Papa John’s is pulling founder’s image from marketing materials after outcry over racial slur

Papa John's founder, John Schnatter, has stepped down as chairman, but he remains on the company's board and owns about 30% of its stock.
Papa John’s founder, John Schnatter, has stepped down as chairman, but he remains on the company’s board and owns about 30% of its stock.
(Timothy D. Easley / Associated Press)

Papa John’s, which has featured founder John Schnatter in logos and TV ads, is removing his image from its marketing materials after reports that he used a racial slur.

His face had disappeared from at least some of the materials as of Friday morning, though the company said the details and exact timing of the move were still being worked out. The Louisville, Ky.-based pizza chain said Friday that there were no plans to change its name.

Schnatter has long been the face of the brand, and the company has acknowledged in regulatory filings that its business could be harmed if Schnatter’s reputation was damaged. Papa John’s got a taste of that last year, when Schnatter stepped down as chief executive after he blamed disappointing pizza sales on the outcry surrounding football players kneeling during the national anthem.


This week, Papa John’s was already trying to further publicly distance itself from Schnatter after Forbes reported that he had used the N-word during a conference call in May. Schnatter apologized and said he would resign as chairman. That prompted the company’s stock to recover some of the losses it suffered after the report, but shares edged down 0.2% to $53.55 on Friday.

Schnatter remains on the board and is still the company’s largest shareholder, with nearly 30% of the stock.

In addition to appearing in TV ads, Schnatter’s image has been on packaging and at the center of a logo that usually was all over the company’s website.

Keith Hollingsworth, a professor at Morehouse College’s business department, said keeping Schnatter on marketing materials would be a signal to people that the company does not have a problem with his comments or that it didn’t think they were a big deal.

“Five years from now, they might be able to start bringing him back. But at the moment, you have to be very decisive and show you take this very seriously,” Hollingsworth said.

Schnatter used the slur during a media training exercise in May, Forbes reported this week. When asked how he would distance himself from racist groups, Schnatter reportedly complained that Colonel Sanders never faced a backlash for using the N-word.

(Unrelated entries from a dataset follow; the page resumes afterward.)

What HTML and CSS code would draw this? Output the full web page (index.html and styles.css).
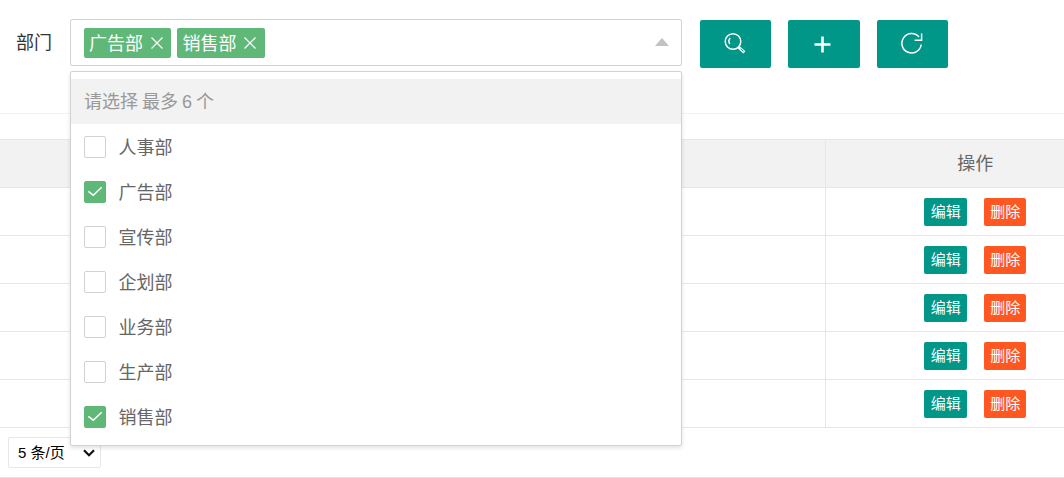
FILE: index.html
```html
<!DOCTYPE html>
<html lang="zh-CN">
<head>
<meta charset="utf-8">
<title>部门</title>
<link rel="stylesheet" href="styles.css">
</head>
<body>
<form class="toolbar">
  <label class="field-label">部门</label>
  <div class="multi-select">
    <span class="tag">广告部<svg class="tag-x" viewBox="0 0 14 14"><path d="M1.5 1.5l11 11M12.5 1.5l-11 11"/></svg></span>
    <span class="tag">销售部<svg class="tag-x" viewBox="0 0 14 14"><path d="M1.5 1.5l11 11M12.5 1.5l-11 11"/></svg></span>
    <span class="caret"></span>
  </div>
  <button type="button" class="icon-btn btn-search">
    <svg viewBox="0 0 24 24" width="24" height="24"><circle cx="9" cy="9.5" r="7.8"/><path d="M6.2 6a5 5 0 0 0-.4 6"/><path class="thick" d="M14.8 15.3l5.6 5"/><path class="hollow" d="M16.5 16.8l3 2.6"/></svg>
  </button>
  <button type="button" class="icon-btn btn-add">
    <svg viewBox="0 0 24 24" width="24" height="24"><path class="plus" d="M10.5 4.5v16M2.5 12.5h16"/></svg>
  </button>
  <button type="button" class="icon-btn btn-refresh">
    <svg viewBox="0 0 24 24" width="24" height="24"><path d="M18 5A9.7 9.7 0 1 0 20.2 12.5"/><path d="M20.6 1.5v6.8h-7"/></svg>
  </button>
</form>
<div class="rule"></div>
<table class="grid">
  <thead><tr><th></th><th class="ops">操作</th></tr></thead>
  <tbody>
    <tr><td></td><td class="ops"><span class="mini edit">编辑</span><span class="mini del">删除</span></td></tr>
    <tr><td></td><td class="ops"><span class="mini edit">编辑</span><span class="mini del">删除</span></td></tr>
    <tr><td></td><td class="ops"><span class="mini edit">编辑</span><span class="mini del">删除</span></td></tr>
    <tr><td></td><td class="ops"><span class="mini edit">编辑</span><span class="mini del">删除</span></td></tr>
    <tr><td></td><td class="ops"><span class="mini edit">编辑</span><span class="mini del">删除</span></td></tr>
  </tbody>
</table>
<div class="pager">
  <div class="select-wrap">
    <select class="page-size"><option>5 条/页</option><option>10 条/页</option></select>
    <svg class="chevron" viewBox="0 0 12 8"><path d="M1 1.2l5 5 5-5"/></svg>
  </div>
</div>
<div class="dropdown">
  <div class="tip">请选择 最多 6 个</div>
  <div class="option"><span class="box"></span><span class="opt-text">人事部</span></div>
  <div class="option"><span class="box on"><svg viewBox="0 0 20 20"><path d="M3.3 9.3l5 3.9 8.4-7.9"/></svg></span><span class="opt-text">广告部</span></div>
  <div class="option"><span class="box"></span><span class="opt-text">宣传部</span></div>
  <div class="option"><span class="box"></span><span class="opt-text">企划部</span></div>
  <div class="option"><span class="box"></span><span class="opt-text">业务部</span></div>
  <div class="option"><span class="box"></span><span class="opt-text">生产部</span></div>
  <div class="option"><span class="box on"><svg viewBox="0 0 20 20"><path d="M3.3 9.3l5 3.9 8.4-7.9"/></svg></span><span class="opt-text">销售部</span></div>
</div>
</body>
</html>
```
FILE: styles.css
```css
* { box-sizing: border-box; }
html, body { margin: 0; padding: 0; height: 478px; overflow: hidden; background: #fff; }
body {
  position: relative;
  font-family: "Liberation Sans", "Noto Sans CJK SC", sans-serif;
  font-size: 14px;
  color: #666;
}
.toolbar { display: flex; align-items: flex-start; height: 113px; padding: 19px 0 0 16px; }
.field-label { width: 54px; height: 47px; line-height: 48px; font-size: 18px; color: #333; }
.multi-select {
  display: flex; align-items: center; gap: 6px;
  position: relative;
  width: 612px; height: 47px; padding: 1px 0 0 13px;
  border: 1px solid #d2d2d2; border-radius: 2px; background: #fff;
}
.tag {
  display: flex; align-items: center;
  height: 30px; padding: 2px 7.4px 0 5px;
  background: #5fb878; border-radius: 2px;
  color: #fff; font-size: 18px; line-height: 28px;
}
.tag-x { width: 14px; height: 14px; margin: 0 0 2px 7px; fill: none; stroke: #fff; stroke-width: 1.2; }
.caret {
  position: absolute; right: 12px; top: 18px;
  border: 7.5px solid transparent; border-top: 0; border-bottom: 8px solid #c2c2c2;
}
.icon-btn {
  display: flex; align-items: center; justify-content: center;
  height: 48px; margin-top: 1px; padding: 0;
  border: 0; border-radius: 2px; background: #009688;
}
.icon-btn svg { fill: none; stroke: #fff; stroke-width: 1.5; }
.icon-btn .thick { stroke-width: 3; }
.icon-btn .hollow { stroke: #009688; stroke-width: 1; }
.icon-btn .plus { stroke-width: 2.6; }
.btn-search { width: 71px; margin-left: 18px; }
.btn-add { width: 72px; margin-left: 17px; }
.btn-refresh { width: 71px; margin-left: 17px; }
.rule { height: 1px; background: #f2f2f2; margin-bottom: 25px; }
.grid { width: 100%; border-collapse: collapse; table-layout: fixed; }
.grid th, .grid td { border: 1px solid #e6e6e6; padding: 0; }
.grid tr > :first-child { border-left: 0; }
.grid tr > :last-child { border-right: 0; width: 239px; }
.grid th { height: 48px; padding-bottom: 3px; background: #f2f2f2; font-weight: 400; font-size: 18px; color: #666; }
.grid td { height: 48px; }
.grid .ops { padding-left: 61px; text-align: center; }
.mini {
  display: inline-block; height: 28px; line-height: 28px; padding: 0 6.4px;
  border-radius: 2px; color: #fff; font-size: 15px; vertical-align: middle;
}
.edit { background: #009688; }
.del { background: #ff5722; margin-left: 17px; padding: 0 6px; }
.pager { height: 50px; padding-top: 9px; border-bottom: 1px solid #e6e6e6; }
.select-wrap { position: relative; width: 93px; height: 31px; margin-left: 8px; }
.page-size {
  appearance: none;
  display: block; width: 93px; height: 31px; padding: 0 0 0 9px;
  border: 1px solid #e6e6e6; border-radius: 2px; background: #fff;
  color: #000; font-family: inherit; font-size: 15px;
}
.chevron { position: absolute; left: 75px; top: 12px; width: 12px; height: 8px; fill: none; stroke: #111; stroke-width: 2.2; pointer-events: none; }
.dropdown {
  position: absolute; left: 70px; top: 71px;
  width: 612px; height: 375px; padding-top: 7px;
  border: 1px solid #d2d2d2; border-radius: 2px; background: #fff;
  box-shadow: 0 2px 4px rgba(0,0,0,.12);
}
.tip { height: 45px; line-height: 46px; padding-left: 13px; background: #f2f2f2; color: #999; font-size: 18px; word-spacing: -1px; }
.option { display: flex; align-items: center; gap: 12.6px; height: 45px; padding-left: 13px; font-size: 18px; color: #666; }
.opt-text { margin-bottom: 2px; }
.box { display: block; width: 22px; height: 22px; border: 1px solid #d2d2d2; border-radius: 2px; background: #fff; }
.box.on { background: #5fb878; border-color: #5fb878; }
.box svg { display: block; width: 20px; height: 20px; fill: none; stroke: #fff; stroke-width: 1.5; }
```
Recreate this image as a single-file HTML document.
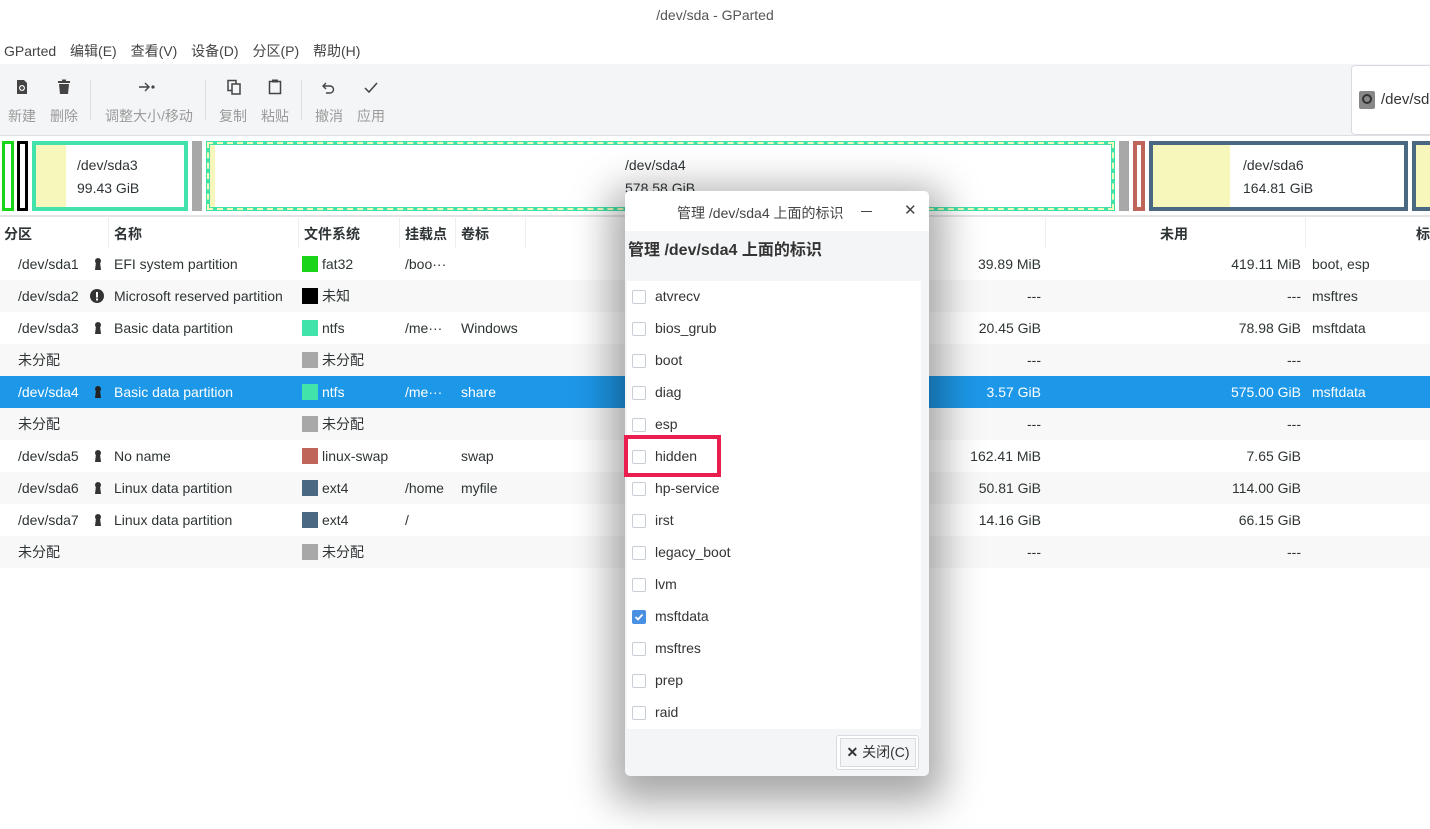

Schnatter subsequently issued a statement acknowledging the use of “inappropriate and hurtful” language.

“Regardless of the context, I apologize,” the statement said.

The fallout from his comments continued Friday. The University of Louisville said it will remove the Papa John’s name from its football stadium, and that it will rename the John H. Schnatter Center for Free Enterprise at its business college. Earlier in the week, the school said Schnatter resigned from its board of trustees.

And Major League Baseball has indefinitely suspended a promotion with Papa John’s that offered people discounts at the pizza chain after a player hit a grand slam.

Papa John’s began operations in 1984 and has more than 5,200 locations globally. For the first three months of this year, the chain said a key sales figure fell 5.3% in North America.


1:45 p.m.: This article was updated with Papa John’s stock movement.

11:05 a.m.: This article was updated with decisions by the University of Louisville and with Papa John’s stock movement.


8:15 a.m.: This article was updated with confirmation that Papa John’s has begun removing founder John Schnatter’s image from marketing materials.